The increases in production of iron ore and charcoal would have strengthened links with Ariconium, a possible administrative centre for these industries. Ariconium may have been home to a number of ancient bloomeries, which were greatly improved when the Romans introduced the bellows. These activity made Ariconium very wealthy, which may in turn have led to it becoming a powerful early kingdom after the departure of Roman forces around the 360s.

As part of Ergyng 

It is generally believed that Ariconium was a latinisation of an existing British Celtic name, and that the post-Roman polity of Ergyng represents a continuation of Pre-Roman or Romano-British culture. Cantref Coch may naturally have formed part of the Kingdom of Ergyng as it emerged in the fifth century, but it remained far from the kingdom's Herefordshire heartland. As such the area would once again have been highly contested as Ergyng's fortunes changed for the worse. It is very likely that Saint Brioc would have been active in the cantref during the fifth century, as the later Hundred of St Briavels, St Briavels parish and St Briavels Castle are all named for the saint.
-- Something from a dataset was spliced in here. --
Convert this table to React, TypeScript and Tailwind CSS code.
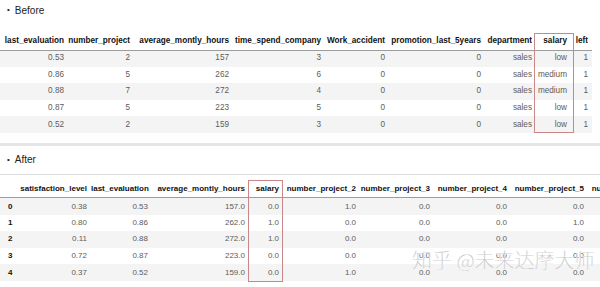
import React from "react";

const beforeCols = [
  { name: "last_evaluation", w: 68 },
  { name: "number_project", w: 66 },
  { name: "average_montly_hours", w: 99 },
  { name: "time_spend_company", w: 92 },
  { name: "Work_accident", w: 64 },
  { name: "promotion_last_5years", w: 96 },
  { name: "department", w: 51 },
  { name: "salary", w: 35 },
  { name: "left", w: 21 },
];

const beforeRows = [
  ["0.53", "2", "157", "3", "0", "0", "sales", "low", "1"],
  ["0.86", "5", "262", "6", "0", "0", "sales", "medium", "1"],
  ["0.88", "7", "272", "4", "0", "0", "sales", "medium", "1"],
  ["0.87", "5", "223", "5", "0", "0", "sales", "low", "1"],
  ["0.52", "2", "159", "3", "0", "0", "sales", "low", "1"],
];

const afterCols = [
  { name: "", w: 20 },
  { name: "satisfaction_level", w: 71 },
  { name: "last_evaluation", w: 61 },
  { name: "average_montly_hours", w: 97 },
  { name: "salary", w: 34 },
  { name: "number_project_2", w: 77 },
  { name: "number_project_3", w: 74 },
  { name: "number_project_4", w: 77 },
  { name: "number_project_5", w: 77 },
  { name: "number_project_6", w: 77 },
];

const afterRows = [
  ["0", "0.38", "0.53", "157.0", "0.0", "1.0", "0.0", "0.0", "0.0", "0.0"],
  ["1", "0.80", "0.86", "262.0", "1.0", "0.0", "0.0", "0.0", "1.0", "0.0"],
  ["2", "0.11", "0.88", "272.0", "1.0", "0.0", "0.0", "0.0", "0.0", "0.0"],
  ["3", "0.72", "0.87", "223.0", "0.0", "0.0", "0.0", "0.0", "0.0", "0.0"],
  ["4", "0.37", "0.52", "159.0", "0.0", "1.0", "0.0", "0.0", "0.0", "0.0"],
];

const Bullet = ({ label }: { label: string }) => (
  <div className="flex items-center gap-[5px] pl-[7px] text-[10px] text-[#222]">
    <span className="text-[8px]">•</span>
    <span>{label}</span>
  </div>
);

export default function App() {
  return (
    <div
      className="w-[600px] h-[287px] bg-white overflow-hidden flex flex-col"
      style={{ fontFamily: '"Liberation Sans", Arial, sans-serif' }}
    >
      {/* Before */}
      <div className="h-[20px] flex items-center">
        <Bullet label="Before" />
      </div>
      <div className="relative mt-[13px] w-[592px]">
        <table className="table-fixed border-collapse w-[592px] text-[8.2px]">
          <colgroup>
            {beforeCols.map((c) => (
              <col key={c.name} style={{ width: c.w }} />
            ))}
          </colgroup>
          <thead>
            <tr className="h-[17px] border-b border-[#9c9c9c]">
              {beforeCols.map((c) => (
                <th key={c.name} className="text-right font-bold text-[#111] pr-[4px] whitespace-nowrap">
                  {c.name}
                </th>
              ))}
            </tr>
          </thead>
          <tbody>
            {beforeRows.map((r, i) => (
              <tr key={i} className={`h-[16.6px] ${i % 2 === 0 ? "bg-[#f4f4f4]" : "bg-white"}`}>
                {r.map((v, j) => (
                  <td key={j} className="text-right text-[#5c5c5c] pr-[4px] whitespace-nowrap">
                    {v}
                  </td>
                ))}
              </tr>
            ))}
          </tbody>
        </table>
        <div className="absolute left-[534px] top-0 w-[40px] h-[100px] border border-[#c98787]" />
      </div>

      <div className="mt-[10px] h-[3px] bg-[#e6e6e6]" />

      {/* After */}
      <div className="h-[28px] flex items-center">
        <Bullet label="After" />
      </div>
      <div className="h-px bg-[#dcdcdc]" />
      <div className="relative mt-[6px] w-[665px]">
        <table className="table-fixed border-collapse w-[665px] text-[8px]">
          <colgroup>
            {afterCols.map((c, i) => (
              <col key={i} style={{ width: c.w }} />
            ))}
          </colgroup>
          <thead>
            <tr className="h-[17px] border-b border-[#9c9c9c]">
              {afterCols.map((c, i) => (
                <th key={i} className="text-right font-bold text-[#111] pr-[4px] whitespace-nowrap overflow-hidden">
                  {c.name}
                </th>
              ))}
            </tr>
          </thead>
          <tbody>
            {afterRows.map((r, i) => (
              <tr key={i} className={`h-[16.6px] ${i % 2 === 0 ? "bg-[#f4f4f4]" : "bg-white"}`}>
                {r.map((v, j) =>
                  j === 0 ? (
                    <td key={j} className="text-left font-bold text-[#111] pl-[8px]">
                      {v}
                    </td>
                  ) : (
                    <td key={j} className="text-right text-[#5c5c5c] pr-[4px] whitespace-nowrap">
                      {v}
                    </td>
                  )
                )}
              </tr>
            ))}
          </tbody>
        </table>
        <div className="absolute left-[248px] top-[-1px] w-[35px] h-[102px] border border-[#c98787]" />
        <div
          className="absolute left-[412px] top-[64px] text-[20px] text-[#b9b9b9] whitespace-nowrap"
          style={{
            fontFamily: '"Noto Sans CJK SC", sans-serif',
            fontWeight: 300,
            WebkitTextStroke: "0.3px #ffffff",
          }}
        >
          知乎 @未来达摩大师
        </div>
      </div>
    </div>
  );
}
As part of Gwent and Glamorgan 
Although historical records of Ergyng and its cantrefi remain scarce, Cantref Coch would be better recorded in Medieval Welsh literature, as well as by later Cambro-Norman writers and British antiquarians.
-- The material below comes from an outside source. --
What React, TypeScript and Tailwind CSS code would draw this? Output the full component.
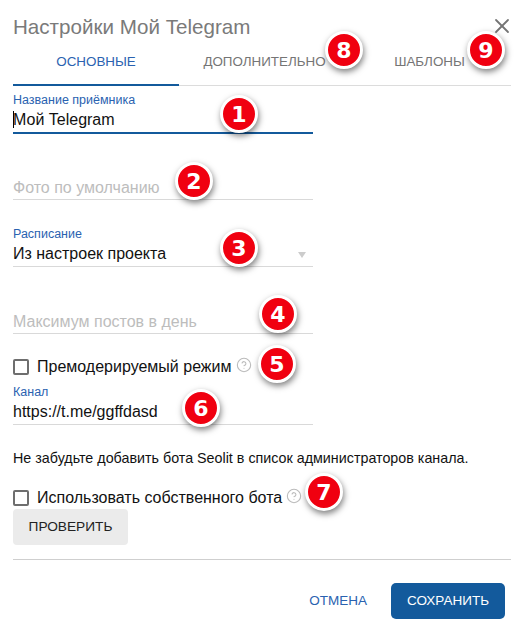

In the sixteenth century Humphrey Llwyd names Cantref Coch as the "seventh cantref of the Kingdom of Glamorgan, now in Gloucestshire, and is called the Forest of Dean". Other writers such as Richard Blome describe it as one of the three cantrefs of the Kingdom of Gwent, "the Cantref Coch, now in Gloucestershire and called the Forest of Dean".
Mark Willett described the cantref as one of four that comprised Gwent.

Iolo Morganwg called Cantref Coch the third part of the kingdom of Iestyn ap Gwrgant, separating it from both Gwent and Morgannwg proper (Glywysing). Iolo gives a fuller description of the Cantref's extent under Iestyn, stating that it stretched "from the Wye and Severn, up to the bridge at Gloucester, and from there to Hereford", making the Cantref much larger than any of the English hundreds or the area now considered the Forest of Dean.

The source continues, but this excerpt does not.